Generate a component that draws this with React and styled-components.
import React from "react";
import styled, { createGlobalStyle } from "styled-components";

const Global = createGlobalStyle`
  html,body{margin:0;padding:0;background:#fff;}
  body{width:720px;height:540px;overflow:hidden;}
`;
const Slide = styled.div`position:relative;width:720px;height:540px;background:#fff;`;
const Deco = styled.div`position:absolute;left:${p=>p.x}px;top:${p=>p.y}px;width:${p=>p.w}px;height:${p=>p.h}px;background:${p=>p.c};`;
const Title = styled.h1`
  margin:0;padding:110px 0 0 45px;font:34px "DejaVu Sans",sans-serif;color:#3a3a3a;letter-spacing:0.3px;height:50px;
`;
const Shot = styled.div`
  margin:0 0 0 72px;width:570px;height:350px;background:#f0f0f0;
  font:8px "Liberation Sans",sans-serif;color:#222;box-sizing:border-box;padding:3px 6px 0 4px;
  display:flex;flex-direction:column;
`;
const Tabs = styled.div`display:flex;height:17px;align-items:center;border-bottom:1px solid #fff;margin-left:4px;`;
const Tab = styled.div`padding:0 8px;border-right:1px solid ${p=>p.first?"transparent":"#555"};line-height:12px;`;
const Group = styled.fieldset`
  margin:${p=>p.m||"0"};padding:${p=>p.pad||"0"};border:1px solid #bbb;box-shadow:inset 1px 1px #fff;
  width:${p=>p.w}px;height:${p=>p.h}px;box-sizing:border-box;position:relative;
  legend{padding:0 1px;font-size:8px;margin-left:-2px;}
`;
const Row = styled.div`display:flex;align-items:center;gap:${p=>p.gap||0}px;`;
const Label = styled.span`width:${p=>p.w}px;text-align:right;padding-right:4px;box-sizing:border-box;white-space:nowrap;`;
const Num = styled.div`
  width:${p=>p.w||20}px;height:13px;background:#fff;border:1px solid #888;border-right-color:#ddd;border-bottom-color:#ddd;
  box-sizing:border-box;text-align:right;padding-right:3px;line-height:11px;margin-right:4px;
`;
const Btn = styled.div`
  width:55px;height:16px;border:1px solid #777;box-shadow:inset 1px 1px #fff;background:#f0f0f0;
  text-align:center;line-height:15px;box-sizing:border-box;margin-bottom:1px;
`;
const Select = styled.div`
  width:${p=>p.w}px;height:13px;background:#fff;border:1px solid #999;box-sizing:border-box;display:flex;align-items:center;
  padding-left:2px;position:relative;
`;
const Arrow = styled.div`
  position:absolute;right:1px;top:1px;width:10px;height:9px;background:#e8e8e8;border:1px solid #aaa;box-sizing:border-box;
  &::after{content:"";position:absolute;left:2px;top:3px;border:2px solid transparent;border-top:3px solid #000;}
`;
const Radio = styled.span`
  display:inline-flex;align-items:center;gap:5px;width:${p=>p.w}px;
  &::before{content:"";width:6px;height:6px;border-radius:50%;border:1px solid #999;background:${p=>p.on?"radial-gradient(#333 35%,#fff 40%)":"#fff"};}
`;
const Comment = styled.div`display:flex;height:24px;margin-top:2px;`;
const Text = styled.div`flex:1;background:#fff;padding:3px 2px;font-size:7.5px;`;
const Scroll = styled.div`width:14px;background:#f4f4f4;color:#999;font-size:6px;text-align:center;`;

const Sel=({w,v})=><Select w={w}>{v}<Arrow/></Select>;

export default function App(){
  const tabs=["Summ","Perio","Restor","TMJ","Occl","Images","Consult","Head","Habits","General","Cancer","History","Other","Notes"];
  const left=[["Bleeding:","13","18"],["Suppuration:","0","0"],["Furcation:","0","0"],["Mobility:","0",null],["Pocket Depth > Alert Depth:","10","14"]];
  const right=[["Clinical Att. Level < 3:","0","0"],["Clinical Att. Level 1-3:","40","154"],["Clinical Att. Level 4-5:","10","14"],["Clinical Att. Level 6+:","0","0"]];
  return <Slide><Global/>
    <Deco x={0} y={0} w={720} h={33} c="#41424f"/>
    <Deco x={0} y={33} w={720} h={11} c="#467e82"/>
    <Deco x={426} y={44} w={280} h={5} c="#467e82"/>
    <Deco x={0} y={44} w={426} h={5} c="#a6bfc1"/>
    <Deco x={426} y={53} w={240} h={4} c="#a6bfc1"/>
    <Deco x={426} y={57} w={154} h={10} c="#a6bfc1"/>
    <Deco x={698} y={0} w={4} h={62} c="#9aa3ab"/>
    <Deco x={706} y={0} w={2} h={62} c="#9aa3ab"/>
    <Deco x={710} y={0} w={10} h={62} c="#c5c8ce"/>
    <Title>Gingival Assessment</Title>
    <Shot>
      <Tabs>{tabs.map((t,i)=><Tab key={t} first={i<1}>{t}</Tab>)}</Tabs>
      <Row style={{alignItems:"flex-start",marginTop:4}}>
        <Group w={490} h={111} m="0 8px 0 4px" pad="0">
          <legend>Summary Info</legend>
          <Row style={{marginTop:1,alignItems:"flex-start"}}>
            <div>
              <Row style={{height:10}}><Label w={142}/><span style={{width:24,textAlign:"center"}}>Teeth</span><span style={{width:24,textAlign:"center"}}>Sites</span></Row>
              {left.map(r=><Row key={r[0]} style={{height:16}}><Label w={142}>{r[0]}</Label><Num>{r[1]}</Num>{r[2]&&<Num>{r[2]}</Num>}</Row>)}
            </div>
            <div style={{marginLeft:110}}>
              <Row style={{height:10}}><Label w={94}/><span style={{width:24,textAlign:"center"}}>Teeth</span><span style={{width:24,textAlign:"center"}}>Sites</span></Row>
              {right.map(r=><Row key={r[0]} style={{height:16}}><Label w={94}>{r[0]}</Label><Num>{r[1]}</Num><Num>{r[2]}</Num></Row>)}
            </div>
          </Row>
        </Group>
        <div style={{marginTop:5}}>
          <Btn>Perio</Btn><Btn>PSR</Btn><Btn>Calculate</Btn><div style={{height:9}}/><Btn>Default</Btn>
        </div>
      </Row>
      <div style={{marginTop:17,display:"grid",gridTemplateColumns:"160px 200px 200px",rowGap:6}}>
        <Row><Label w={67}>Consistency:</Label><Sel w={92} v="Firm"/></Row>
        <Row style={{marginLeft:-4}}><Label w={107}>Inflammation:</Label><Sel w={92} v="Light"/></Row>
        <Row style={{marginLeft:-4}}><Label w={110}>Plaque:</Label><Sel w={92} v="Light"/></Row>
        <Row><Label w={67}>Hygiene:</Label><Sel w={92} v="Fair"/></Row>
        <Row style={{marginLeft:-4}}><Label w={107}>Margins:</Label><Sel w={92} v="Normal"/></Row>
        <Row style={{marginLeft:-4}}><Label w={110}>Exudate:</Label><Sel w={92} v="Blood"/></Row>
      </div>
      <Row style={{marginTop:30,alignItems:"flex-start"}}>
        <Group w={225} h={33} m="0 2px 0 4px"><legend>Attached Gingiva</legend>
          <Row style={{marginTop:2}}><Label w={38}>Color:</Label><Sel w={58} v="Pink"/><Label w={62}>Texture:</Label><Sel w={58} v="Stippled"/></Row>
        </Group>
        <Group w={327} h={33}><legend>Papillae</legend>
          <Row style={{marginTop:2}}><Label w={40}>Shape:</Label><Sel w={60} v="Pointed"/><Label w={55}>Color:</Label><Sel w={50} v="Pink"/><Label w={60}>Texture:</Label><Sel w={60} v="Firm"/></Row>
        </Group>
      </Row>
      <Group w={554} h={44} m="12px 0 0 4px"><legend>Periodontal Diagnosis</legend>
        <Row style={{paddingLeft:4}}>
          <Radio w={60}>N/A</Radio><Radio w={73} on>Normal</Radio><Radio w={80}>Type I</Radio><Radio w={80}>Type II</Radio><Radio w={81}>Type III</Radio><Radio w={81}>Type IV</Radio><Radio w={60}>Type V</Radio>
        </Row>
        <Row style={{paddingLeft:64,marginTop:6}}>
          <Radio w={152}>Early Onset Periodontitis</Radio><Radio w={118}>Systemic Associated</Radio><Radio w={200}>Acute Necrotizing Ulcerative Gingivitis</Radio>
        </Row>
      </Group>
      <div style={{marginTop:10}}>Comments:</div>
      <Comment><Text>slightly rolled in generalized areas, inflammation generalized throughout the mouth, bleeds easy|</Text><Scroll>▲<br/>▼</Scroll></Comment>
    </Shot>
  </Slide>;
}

□ □ □ □ □ □ □

*What you will do*:
Extract all lines containing the word "components".

*Result of the exercise*:
Generate a component that draws this with React and styled-components.
import styled, { createGlobalStyle } from "styled-components";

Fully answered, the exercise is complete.